Various methods of preparing isocyanates by reacting amines with phosgene have been described in the literature.

US 3,234,253 describes a sequential two-step process in which the amine is mixed with phosgene in the first step and then HCl and phosgene are introduced in the second step of thermal phosgenation to increase the yield. The disadvantage of this method is the low industrially obtainable yield.

WO 96/16028 describes a continuous process for the preparation of isocyanates, wherein the reaction is carried out at one temperature stage and the isocyanate is used as a solvent for phosgene, wherein the isocyanate has a chlorine content of less than 2%. Tubular reactors can be used for the phosgenation. A disadvantage of this process is that the isocyanate is continuously recycled to the reaction zone where it can react in the presence of free amine to form urea which precipitates as a solid. There is a risk of stable operation of the process due to solids problems. A large amount of recycled isocyanate leads to a large reaction volume, which is accompanied by an undesirably high outlay in terms of equipment.

US 4,581,174 describes a process for the continuous preparation of organic monoisocyanates and/or polyisocyanates by phosgenating primary amines in a mixing loop and partially recycling the isocyanate-containing reaction mixture, wherein the recycled mixture has an HCl content of less than 0.5%. The continuous recycling of isocyanate to the reaction zone here also promotes the formation of urea by reaction with free amines. Precipitated urea endangers the stable operation of the process.

GB737442 describes the recovery of phosgene from the synthesis of isocyanates. The recovered phosgene has an HCl content of 0.5-0.7%.

EP322647 describes a process for the continuous preparation of monoisocyanates or polyisocyanates by using nozzles with annular holes. Good yields are achieved in this process due to good mixing of amine and phosgene. A disadvantage is that the amine feed holes tend to clog.

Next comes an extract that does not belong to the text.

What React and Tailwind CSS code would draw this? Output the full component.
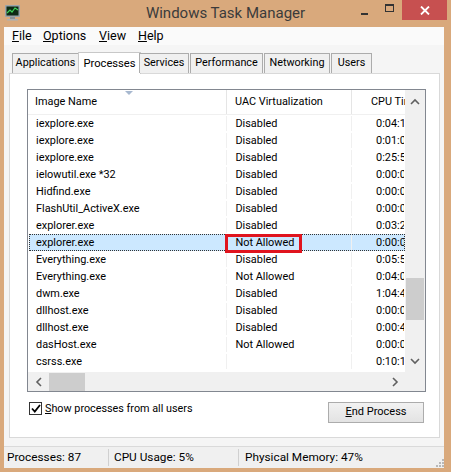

Good mixing is known to help improve yield. There have therefore been many attempts to improve yield by improving mixing, as described in EP322647. Mixing is usually improved by increasing the flow rate. At the volume flow through the mixing device determined by the stoichiometry of the process, this is achieved by reducing the size of the inlet openings and the passage cross-section of the feed stream. However, the smaller the inlet opening and the passage cross-section into the mixing device, the higher the risk of clogging.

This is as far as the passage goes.